I came across this video from John Browne’s Riffhard channel where they recently posted a playthrough video. Only the thing is, he’s not playing his Mayones signature but a Schecter that looks a lot like his Duvell signature…

Looks like Schecter is swinging hard in the prog genre…


----------



## Kaura (Nov 24, 2022)

Feels like a downgrade to me, tbh. I remember trying one Mayones in a store back in the day and was blown away how good a guitar can feel. First the dude from Intervals and now this dude. Guess Schecter actually gives them free guitars instead of some shitty "x% off" deal.


----------



## cardinal (Nov 24, 2022)

If it's a USA Schecter, then money cannot possibly buy a nicer guitar. They are really top notch.


----------



## ExMachina (Nov 24, 2022)

Probably a better deal for the artist, can't say I blame him. Also the wmi version of his sif should sell pretty well.


----------



## Zado (Nov 24, 2022)

Import signature, visibility and royalties. I wonder when this will be available in shops tho.


----------



## Hoss632 (Nov 25, 2022)

I think folks are getting way to ahead of themselves. He only played that guitar in 1 video. Did another video around the same time for Riffhard and is playing his Mayones signature. This might just be a guitar he has in his collection.


----------



## Zado (Nov 25, 2022)

Hoss632 said:


> I think folks are getting way to ahead of themselves. He only played that guitar in 1 video. Did another video around the same time for Riffhard and is playing his Mayones signature. This might just be a guitar he has in his collection.

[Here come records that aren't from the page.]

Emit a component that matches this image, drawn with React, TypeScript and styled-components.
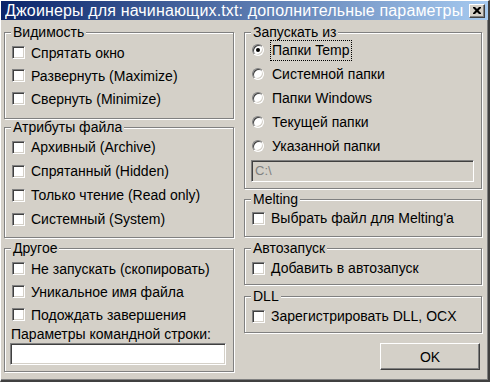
import React from 'react';
import styled, { createGlobalStyle } from 'styled-components';

const GlobalStyle = createGlobalStyle`
  html, body {
    margin: 0;
    padding: 0;
    background: #d4d0c8;
  }
  body {
    font-family: "Liberation Sans", Arial, sans-serif;
  }
`

const Window = styled.div`
  box-sizing: border-box;
  width: 490px;
  height: 382px;
  display: flex;
  flex-direction: column;
  background: #d4d0c8;
  border-style: solid;
  border-width: 1px 2px 2px 1px;
  border-color: #fff #404040 #404040 #fff;
  box-shadow: inset -1px -1px 0 #808080;
  font-size: 14px;
  color: #000;
`

const TitleBar = styled.div`
  height: 19px;
  flex: none;
  display: flex;
  align-items: center;
  gap: 4px;
  padding: 0 3px 0 4px;
  background: linear-gradient(to right, #0a246a, #a6caf0);
  color: #fff;
`

const TitleText = styled.span`
  flex: 1;
  min-width: 0;
  overflow: hidden;
  font-size: 16px;
  letter-spacing: 0.15px;
  white-space: nowrap;
`

const CloseButton = styled.div`
  flex: none;
  width: 16px;
  height: 14px;
  box-sizing: border-box;
  display: flex;
  align-items: center;
  justify-content: center;
  background: #d4d0c8;
  border: 1px solid;
  border-color: #fff #404040 #404040 #fff;
  box-shadow: inset -1px -1px 0 #808080;
`

const Body = styled.div`
  flex: 1;
  display: flex;
  gap: 10px;
  padding: 5px 6px 0 3px;
`

const Column = styled.div<{ $width: number }>`
  width: ${p => p.$width}px;
  display: flex;
  flex-direction: column;
`

const Group = styled.section<{ $gap?: number }>`
  display: flex;
  flex-direction: column;
  margin-top: ${p => p.$gap ?? 0}px;
`

const Caption = styled.div`
  align-self: flex-start;
  position: relative;
  z-index: 1;
  height: 14px;
  line-height: 14px;
  margin: 0 0 -7px 7px;
  padding: 0 2px;
  background: #d4d0c8;
`

const Frame = styled.div<{ $pt: number; $pb: number }>`
  border: 1px solid #808080;
  box-shadow: inset 1px 1px 0 #fff, 1px 1px 0 #fff;
  padding: ${p => p.$pt}px 7px ${p => p.$pb}px 6px;
`

const Row = styled.label<{ $h?: number; $gap?: number }>`
  height: ${p => p.$h ?? 24}px;
  display: flex;
  align-items: center;
  gap: ${p => p.$gap ?? 6}px;
  padding-left: 1px;
  white-space: nowrap;
`

const Check = styled.span`
  flex: none;
  width: 13px;
  height: 13px;
  box-sizing: border-box;
  background: #fff;
  border: 1px solid;
  border-color: #808080 #fff #fff #808080;
  box-shadow: inset 1px 1px 0 #404040, inset -1px -1px 0 #d4d0c8;
`

const Radio = styled.span`
  flex: none;
  width: 12px;
  height: 12px;
  box-sizing: border-box;
  border-radius: 50%;
  display: flex;
  align-items: center;
  justify-content: center;
  background: #fff;
  border: 1px solid;
  border-color: #808080 #fff #fff #808080;
  box-shadow: inset 1px 1px 0 #404040, inset -1px -1px 0 #d4d0c8;
`

const Dot = styled.span`
  width: 4px;
  height: 4px;
  border-radius: 50%;
  background: #000;
`

const Focus = styled.span`
  border: 1px dotted #000;
  padding: 1px 1px 2px;
  margin-left: -2px;
`

const FieldLabel = styled.div`
  height: 17px;
  line-height: 17px;
  white-space: nowrap;
`

const TextBox = styled.div<{ $disabled?: boolean }>`
  height: 22px;
  box-sizing: border-box;
  margin-left: ${p => (p.$disabled ? 0 : -1)}px;
  padding: 0 3px;
  line-height: 20px;
  font-size: 13px;
  color: #808080;
  background: ${p => (p.$disabled ? '#d4d0c8' : '#fff')};
  border: 1px solid;
  border-color: #808080 #fff #fff #808080;
  box-shadow: inset 1px 1px 0 #404040, inset -1px -1px 0 #d4d0c8;
`

const Button = styled.button`
  align-self: flex-end;
  width: 100px;
  height: 27px;
  margin: 10px 2px 0 0;
  padding: 0;
  font: 14px "Liberation Sans", Arial, sans-serif;
  color: #000;
  background: #d4d0c8;
  border: 1px solid;
  border-color: #fff #404040 #404040 #fff;
  box-shadow: inset -1px -1px 0 #808080;
`

const CheckRow = ({ label, h }: { label: string; h?: number }) => (
  <Row $h={h}>
    <Check />
    {label}
  </Row>
)

const RadioRow = ({ label, on }: { label: string; on?: boolean }) => (
  <Row $gap={8}>
    <Radio>{on && <Dot />}</Radio>
    {on ? <Focus>{label}</Focus> : label}
  </Row>
)

const App = () => (
  <Window>
    <GlobalStyle />
    <TitleBar>
      <TitleText>Джоинеры для начинающих.txt: дополнительные параметры</TitleText>
      <CloseButton>
        <svg width="8" height="7" viewBox="0 0 8 7">
          <path d="M0 0h2l2 2 2-2h2v1L5.5 3.5 8 6v1H6L4 5 2 7H0V6l2.5-2.5L0 1z" fill="#000" />
        </svg>
      </CloseButton>
    </TitleBar>
    <Body>
      <Column $width={230}>
        <Group>
          <Caption>Видимость</Caption>
          <Frame $pt={8} $pb={8}>
            <CheckRow h={23} label="Спрятать окно" />
            <CheckRow h={23} label="Развернуть (Maximize)" />
            <CheckRow h={23} label="Свернуть (Minimize)" />
          </Frame>
        </Group>
        <Group $gap={1}>
          <Caption>Атрибуты файла</Caption>
          <Frame $pt={7} $pb={6}>
            <CheckRow label="Архивный (Archive)" />
            <CheckRow label="Спрятанный (Hidden)" />
            <CheckRow label="Только чтение (Read only)" />
            <CheckRow label="Системный (System)" />
          </Frame>
        </Group>
        <Group $gap={3}>
          <Caption>Другое</Caption>
          <Frame $pt={8} $pb={6}>
            <CheckRow h={23} label="Не запускать (скопировать)" />
            <CheckRow h={23} label="Уникальное имя файла" />
            <CheckRow h={23} label="Подождать завершения" />
            <FieldLabel>Параметры командной строки:</FieldLabel>
            <TextBox />
          </Frame>
        </Group>
      </Column>
      <Column $width={238}>
        <Group>
          <Caption>Запускать из</Caption>
          <Frame $pt={5} $pb={6}>
            <RadioRow on label="Папки Temp" />
            <RadioRow label="Системной папки" />
            <RadioRow label="Папки Windows" />
            <RadioRow label="Текущей папки" />
            <RadioRow label="Указанной папки" />
            <TextBox $disabled style={{ marginTop: 2 }}>C:\</TextBox>
          </Frame>
        </Group>
        <Group $gap={3}>
          <Caption>Melting</Caption>
          <Frame $pt={6} $pb={6}>
            <CheckRow label="Выбрать файл для Melting'a" />
          </Frame>
        </Group>
        <Group $gap={4}>
          <Caption>Автозапуск</Caption>
          <Frame $pt={7} $pb={4}>
            <CheckRow label="Добавить в автозапуск" />
          </Frame>
        </Group>
        <Group $gap={4}>
          <Caption>DLL</Caption>
          <Frame $pt={7} $pb={4}>
            <CheckRow label="Зарегистрировать DLL, OCX" />
          </Frame>
        </Group>
        <Button>OK</Button>
      </Column>
    </Body>
  </Window>
);

export default App;
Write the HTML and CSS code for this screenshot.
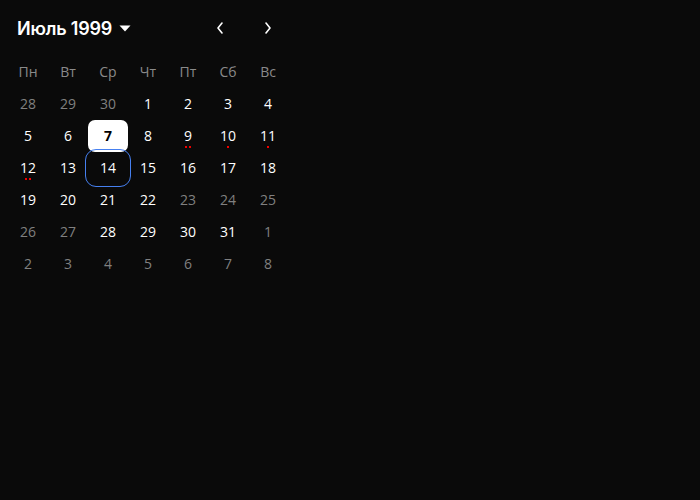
FILE: index.html
```html
<!DOCTYPE html>
<html lang="ru">
<head>
<meta charset="utf-8">
<link rel="stylesheet" href="styles.css">
</head>
<body>
<div class="calendar">
  <div class="header">
    <div class="title">Июль 1999 <svg class="caret" width="12" height="7" viewBox="0 0 12 7"><path d="M0.5 0.5h11L6 6.5z" fill="#fff"/></svg></div>
    <div class="nav">
      <button class="navbtn"><svg width="8" height="12" viewBox="0 0 8 12"><path d="M6 1L2 6l4 5" fill="none" stroke="#fff" stroke-width="1.6" stroke-linecap="round" stroke-linejoin="round"/></svg></button>
      <button class="navbtn"><svg width="8" height="12" viewBox="0 0 8 12"><path d="M2 1l4 5-4 5" fill="none" stroke="#fff" stroke-width="1.6" stroke-linecap="round" stroke-linejoin="round"/></svg></button>
    </div>
  </div>
  <div class="grid">
    <div class="wd">Пн</div><div class="wd">Вт</div><div class="wd">Ср</div><div class="wd">Чт</div><div class="wd">Пт</div><div class="wd">Сб</div><div class="wd">Вс</div>

    <div class="day muted">28</div><div class="day muted">29</div><div class="day muted">30</div><div class="day">1</div><div class="day">2</div><div class="day">3</div><div class="day">4</div>

    <div class="day">5</div><div class="day">6</div><div class="day selected">7</div><div class="day">8</div>
    <div class="day">9<span class="dots"><i></i><i></i></span></div>
    <div class="day">10<span class="dots"><i></i></span></div>
    <div class="day">11<span class="dots"><i></i></span></div>

    <div class="day">12<span class="dots"><i></i><i></i></span></div>
    <div class="day">13</div><div class="day focused">14</div><div class="day">15</div><div class="day">16</div><div class="day">17</div><div class="day">18</div>

    <div class="day">19</div><div class="day">20</div><div class="day">21</div><div class="day">22</div><div class="day muted">23</div><div class="day muted">24</div><div class="day muted">25</div>

    <div class="day muted">26</div><div class="day muted">27</div><div class="day">28</div><div class="day">29</div><div class="day">30</div><div class="day">31</div><div class="day muted">1</div>

    <div class="day muted">2</div><div class="day muted">3</div><div class="day muted">4</div><div class="day muted">5</div><div class="day muted">6</div><div class="day muted">7</div><div class="day muted">8</div>
  </div>
</div>
</body>
</html>
```
FILE: styles.css
```css
html, body {
  margin: 0;
  padding: 0;
  background: #0a0a0a;
  height: 100%;
}
body {
  font-family: "Open Sans", "Noto Sans", sans-serif;
  color: #fff;
}
.calendar {
  width: 280px;
  padding: 8px;
}
.header {
  display: flex;
  align-items: center;
  justify-content: space-between;
  height: 40px;
}
.title {
  display: flex;
  align-items: center;
  gap: 7px;
  padding-left: 9px;
  font-family: Inter, sans-serif;
  font-weight: 600;
  font-size: 18px;
  letter-spacing: -0.2px;
  color: #fff;
}
.caret {
  display: block;
  margin-top: 1px;
}
.nav {
  display: flex;
  gap: 8px;
}
.navbtn {
  width: 40px;
  height: 40px;
  padding: 0;
  border: 0;
  background: transparent;
  display: flex;
  align-items: center;
  justify-content: center;
}
.grid {
  margin-top: 8px;
  display: grid;
  grid-template-columns: repeat(7, 40px);
  grid-auto-rows: 32px;
}
.wd {
  display: flex;
  align-items: center;
  justify-content: center;
  padding-bottom: 1px;
  font-size: 14px;
  color: #8a8a8a;
}
.day {
  position: relative;
  display: flex;
  align-items: center;
  justify-content: center;
  padding-bottom: 2px;
  font-size: 14px;
  color: #fff;
  border-radius: 7px;
}
.muted {
  color: #808080;
}
.selected {
  background: #fff;
  color: #000;
  font-weight: 700;
}
.focused {
  outline: 1px solid #4680f0;
  outline-offset: 2px;
  border-radius: 8px;
}
.dots {
  position: absolute;
  left: 0;
  right: 0;
  top: 26px;
  display: flex;
  justify-content: center;
  gap: 2px;
}
.dots i {
  display: block;
  width: 2px;
  height: 2px;
  background: #f00000;
}
```
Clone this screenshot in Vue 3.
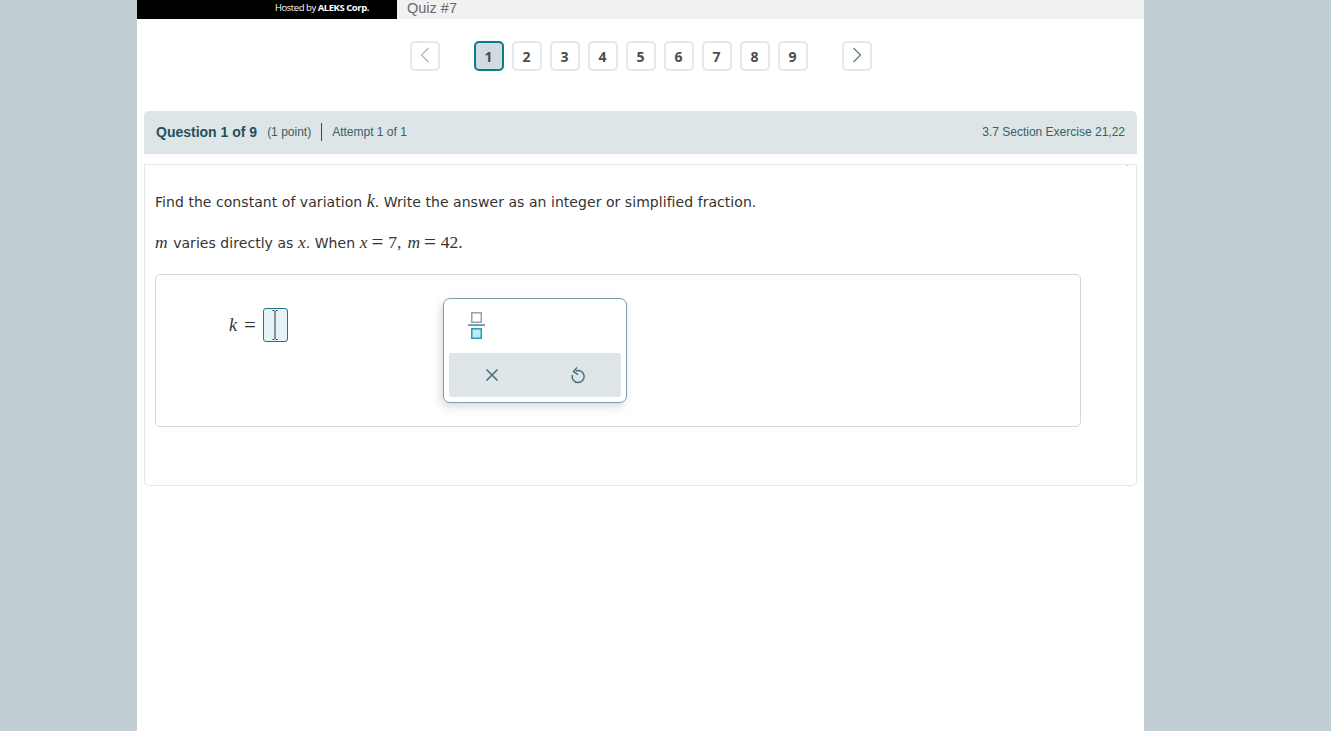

There are some vids where he's playing the guitar really, and as you can see the guitar is an import/diamond series






Now, if he was playing a custom usa model I'd agree with you, but I find hard to believe Schecter made him a one-off import model just because, without any mean to make in into future production model. And I'm not saying cause I want to believe he's gonna be a Schecter artist, I don't even know who the guy is (and I'm not fan of the guitar either).


----------



## Hoss632 (Nov 25, 2022)

Zado said:


> There are some vids where he's playing the guitar really, and as you can see the guitar is an import/diamond series
> 
> 
> 
> ...


Honestly cannot tell he's playing an import model. I don't know the tell signs with Schecters sadly to see the difference between import and USA


----------



## Zado (Nov 25, 2022)

Hoss632 said:


> Honestly cannot tell he's playing an import model. I don't know the tell signs with Schecters sadly to see the difference between import and USA


that gothic logo is used on imports only


----------



## Hoss632 (Nov 25, 2022)

Zado said:


> that gothic logo is used on imports only


Ah. Also now seeing a post a moment ago from John on social media when someone asked about the guitar, I'm basically eating my words. Now my curiousity is peaked.


----------



## BlueTrident (Nov 25, 2022)

I’m also verrrry interested in what the pickups are seeing as he’s been using Bare Knuckles for a good long while. Must be Schecter USA pickups just like Aaron Marshall?


----------



## Zado (Nov 25, 2022)

BlueTrident said:


> I’m also verrrry interested in what the pickups are seeing as he’s been using Bare Knuckles for a good long while. Must be Schecter USA pickups just like Aaron Marshall?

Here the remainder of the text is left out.